Voters in Belarus are heading to the polls to take part in the country's freest elections yet, though supporters of autocratic President Alexander Lukashenko are predicted to still dominate the parliament.
Voters in the landlocked Eastern European state of Belarus, which has been largely isolated since it gained independence from the Soviet Union in 1991, are going to the polls today to take part in the latest round of parliamentary elections.
But there's a difference from previous elections – this time there's a small chance opponents of the country's long-time President Alexander Lukashenko could be elected. They have not been represented in the 110-seat parliament since 1996.
That's because Lukashenko's administration has allowed these elections to be conducted under a more transparent and accessible system which will be monitored by outsiders including the Organisation for Security and Cooperation in Europe.
Still, analysts and opposition politicians were not hopeful the election will bring about any major changes to Belarus' autocratic political system.
Denis Melyantsov, senior analyst at the Belarusian Institute for Strategic Studies, told Reuters "I think we'll get an absolutely sterile parliament, made up of carefully selected lawmakers."
Echoing these sentiments, Alaksiej Janukievic, chairman of the Belarusian Popular Front opposition party, told Agence France Presse, "I am convinced that not a single opposition candidate will make it through to parliament."
"There will only be lawmakers approved by the authorities."
The relaxation of restrictions seems to be mainly intended to appease the West, which imposed sanctions on the country following a series of election results that favoured Lukashenko it condemned as unfair.

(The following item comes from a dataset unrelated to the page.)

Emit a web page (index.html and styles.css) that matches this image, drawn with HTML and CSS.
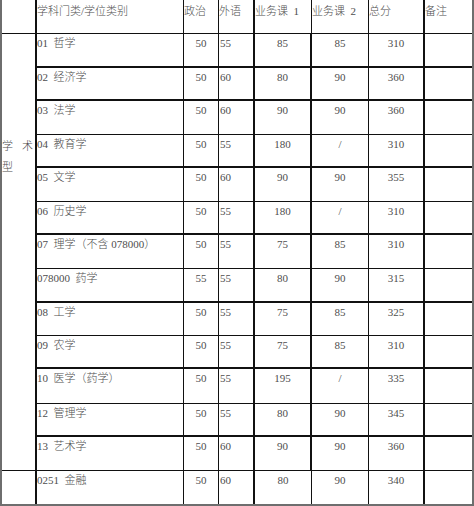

Lukashenko hasn't tried to hide his intentions in this regard. After casting his vote in Belarus' capital, Minsk, he told assembled journalists, "We've done everything so that there aren't complaints from the Western side. We accommodated their requests."
Even so, this statement is somewhat more discrete than the one the strongman gave to Ukrainian journalists in 2006 regarding that year's presidential election in which he said, "Yes, we falsified the last election. I have already told this to Westerners. In fact, 93.5 percent [of ballots were] for President Lukashenko. People say this is not a European result, so we changed it to 86 percent."
The latest – somewhat half-hearted – attempt at electoral reform forms part of a wider strategy pursued by the government aimed at moving the country away from the orbit of Russia, Belarus' strongest neighbour and traditional overlord.
Russia's intervention in Ukraine and annexation of the Crimean Peninsula in 2014 stoked fears in nearby countries, including Belarus – which is particularly concerned due to its relative weakness and lack of allies – that they could be next.
This is likely what led Lukashenko to appear to turn over a new leaf – releasing imprisoned dissidents and acting as a mediator over Ukraine – as he tries to build up relations with the West as a counterweight to his country's economic and strategic dependence on Russia.
It seems like these moves might be working, with the US saying that the handling of this election will factor into whether it decides to loosen economic sanctions on Belarus. The EU lifted most of its sanctions against the country last February.